**WRITTEN TASK**
Check every line below for the word "this" and copy the ones that have it.

**DATA SUPPLIED**
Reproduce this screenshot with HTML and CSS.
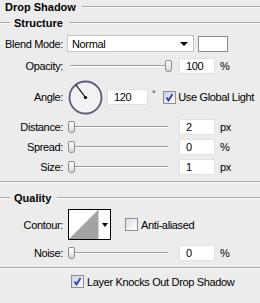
FILE: index.html
```html
<!DOCTYPE html>
<html lang="en">
<head>
	<meta charset="UTF-8">
	<title>Drop Shadow</title>
	<link rel="stylesheet" href="styles.css">
</head>
<body>
	<div class="panel">
		<div class="title">
			<span class="title-text">Drop Shadow</span>
			<span class="rule"></span>
		</div>
		<div class="group-head">
			<span class="rule lead"></span>
			<span class="group-text">Structure</span>
			<span class="rule"></span>
		</div>

		<div class="row blend-row">
			<span class="label">Blend Mode:</span>
			<div class="select">
				<span>Normal</span>
				<span class="arrow"></span>
			</div>
			<span class="swatch"></span>
		</div>

		<div class="row opacity-row">
			<span class="label">Opacity:</span>
			<div class="slider">
				<span class="track"></span>
				<span class="thumb"></span>
			</div>
			<span class="field">100</span>
			<span class="unit">%</span>
		</div>

		<div class="row angle-row">
			<span class="label">Angle:</span>
			<div class="dial">
				<svg width="35" height="35" viewBox="0 0 35 35">
					<circle cx="17.5" cy="17.5" r="16" fill="#f2f2f4" stroke="#5c5c78" stroke-width="1.8"/>
					<line x1="17.5" y1="17.5" x2="8" y2="5" stroke="#000" stroke-width="1.2"/>
					<circle cx="17.5" cy="17.5" r="1.6" fill="#000"/>
				</svg>
			</div>
			<span class="field angle-field">120</span>
			<span class="degree">°</span>
			<span class="check checked">
				<svg width="9" height="9" viewBox="0 0 9 9"><path d="M1.5 4.5 L3.5 7.5 L7.5 1" fill="none" stroke="#2f3fa3" stroke-width="1.8"/></svg>
			</span>
			<span class="check-label">Use Global Light</span>
		</div>

		<div class="row slider-row">
			<span class="label">Distance:</span>
			<div class="slider low">
				<span class="thumb"></span>
				<span class="track"></span>
			</div>
			<span class="field">2</span>
			<span class="unit">px</span>
		</div>
		<div class="row slider-row">
			<span class="label">Spread:</span>
			<div class="slider low">
				<span class="thumb"></span>
				<span class="track"></span>
			</div>
			<span class="field">0</span>
			<span class="unit">%</span>
		</div>
		<div class="row slider-row">
			<span class="label">Size:</span>
			<div class="slider low">
				<span class="thumb"></span>
				<span class="track"></span>
			</div>
			<span class="field">1</span>
			<span class="unit">px</span>
		</div>

		<div class="separator"></div>

		<div class="group-head quality-head">
			<span class="rule lead"></span>
			<span class="group-text">Quality</span>
			<span class="rule"></span>
		</div>

		<div class="row contour-row">
			<span class="label">Contour:</span>
			<div class="contour">
				<svg width="29" height="29" viewBox="0 0 29 29">
					<rect width="29" height="29" fill="#fff"/>
					<polygon points="0,29 29,0 29,29" fill="#a3a3a3"/>
				</svg>
				<span class="contour-arrow"><span class="arrow"></span></span>
			</div>
			<span class="check"></span>
			<span class="check-label">Anti-aliased</span>
		</div>

		<div class="row slider-row noise-row">
			<span class="label">Noise:</span>
			<div class="slider low">
				<span class="thumb"></span>
				<span class="track"></span>
			</div>
			<span class="field">0</span>
			<span class="unit">%</span>
		</div>

		<div class="separator"></div>

		<div class="knock-row">
			<span class="check checked">
				<svg width="9" height="9" viewBox="0 0 9 9"><path d="M1.5 4.5 L3.5 7.5 L7.5 1" fill="none" stroke="#2f3fa3" stroke-width="1.8"/></svg>
			</span>
			<span class="check-label">Layer Knocks Out Drop Shadow</span>
		</div>
	</div>
</body>
</html>
```

FILE: styles.css
```css
body {
	margin: 0;
	background-color: #ececec;
	font-family: 'Liberation Sans', Arial, sans-serif;
	font-size: 11px;
	letter-spacing: -0.35px;
	color: #000;
}
.panel {
	width: 260px;
	height: 303px;
	overflow: hidden;
}
.rule {
	flex: 1;
	height: 0;
	border-top: 1px solid #a8a8a8;
	border-bottom: 1px solid #fafafa;
}
.rule.lead {
	flex: none;
	width: 10px;
}
.title {
	display: flex;
	align-items: center;
	height: 13px;
	padding-left: 5px;
}
.title-text {
	font-weight: bold;
	letter-spacing: 0;
	margin-right: 6px;
}
.group-head {
	display: flex;
	align-items: center;
	height: 13px;
	margin-top: 3px;
}
.group-text {
	font-weight: bold;
	letter-spacing: 0;
	margin: 0 6px 0 4px;
}
.row {
	display: flex;
	align-items: center;
	white-space: nowrap;
}
.label {
	width: 63px;
	text-align: right;
	margin-right: 5px;
}
.blend-row {
	height: 19px;
	margin-top: 5px;
}
.select {
	width: 127px;
	height: 17px;
	display: flex;
	align-items: center;
	justify-content: space-between;
	background-color: #fff;
	border: 1px solid #c4c4c4;
	padding-left: 4px;
	padding-right: 5px;
	box-sizing: border-box;
	margin-left: -1px;
}
.arrow {
	width: 0;
	height: 0;
	border-left: 4px solid transparent;
	border-right: 4px solid transparent;
	border-top: 4px solid #000;
}
.swatch {
	width: 30px;
	height: 16px;
	margin-left: 4px;
	background-color: #fff;
	border: 1px solid #8c8c8c;
	box-sizing: border-box;
}
.opacity-row {
	height: 17px;
	margin-top: 4px;
}
.slider {
	width: 104px;
	height: 14px;
	display: flex;
	align-items: center;
}
.slider .track {
	flex: 1;
	height: 0;
	border-top: 1px solid #9c9c9c;
	border-bottom: 1px solid #fff;
}
.slider .thumb {
	width: 5px;
	height: 10px;
	border: 1px solid #8a8a8a;
	border-radius: 2px 2px 3px 3px;
	background: linear-gradient(#ffffff, #d8d8d8);
}
.opacity-row .slider .track {
	margin-left: 2px;
}
.slider.low .track {
	margin-right: 4px;
}
.field {
	width: 36px;
	height: 16px;
	margin-left: 7px;
	padding-left: 6px;
	box-sizing: border-box;
	background-color: #fff;
	border: 1px solid #e2e2e2;
	line-height: 14px;
}
.unit {
	margin-left: 5px;
}
.angle-row {
	height: 36px;
	margin-top: 5px;
}
.dial {
	width: 35px;
	height: 35px;
}
.dial svg {
	display: block;
}
.angle-field {
	width: 41px;
	margin-left: 4px;
}
.degree {
	margin-left: 4px;
	font-size: 9px;
	position: relative;
	top: -3px;
}
.check {
	width: 11px;
	height: 11px;
	flex: none;
	border: 1px solid #8e8e8e;
	background: linear-gradient(135deg, #dcdcdc, #ffffff);
	display: flex;
	align-items: center;
	justify-content: center;
}
.check.checked {
	background: linear-gradient(135deg, #c9cfe6, #ffffff);
}
.angle-row .check {
	margin-left: 8px;
}
.check-label {
	margin-left: 3px;
	white-space: nowrap;
}
.angle-row .check-label {
	margin-left: 2px;
}
.slider-row {
	height: 16px;
	margin-top: 4px;
}
.separator {
	height: 0;
	margin-top: 6px;
	border-top: 1px solid #a8a8a8;
	border-bottom: 1px solid #fafafa;
}
.quality-head {
	margin-top: 8px;
}
.contour-row {
	height: 31px;
	margin-top: 5px;
}
.contour {
	display: flex;
	border: 1px solid #000;
	background-color: #fff;
}
.contour svg {
	display: block;
}
.contour-arrow {
	width: 11px;
	display: flex;
	align-items: center;
	justify-content: center;
	border-left: 1px solid #d0d0d0;
}
.contour-arrow .arrow {
	border-left-width: 3px;
	border-right-width: 3px;
	border-top-width: 4px;
}
.contour-row .check {
	margin-left: 14px;
}
.noise-row {
	margin-top: 5px;
}
.knock-row {
	display: flex;
	align-items: center;
	height: 13px;
	margin-top: 6px;
	padding-left: 71px;
}
```
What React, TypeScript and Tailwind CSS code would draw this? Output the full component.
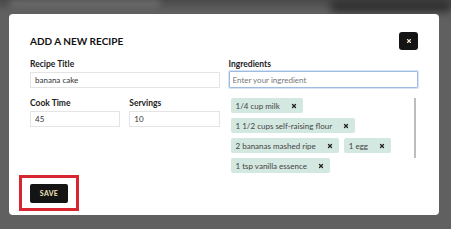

**EXERCISE ANSWER**
Reproduce this screenshot with HTML and CSS.
What React, TypeScript and Tailwind CSS code would draw this? Output the full component.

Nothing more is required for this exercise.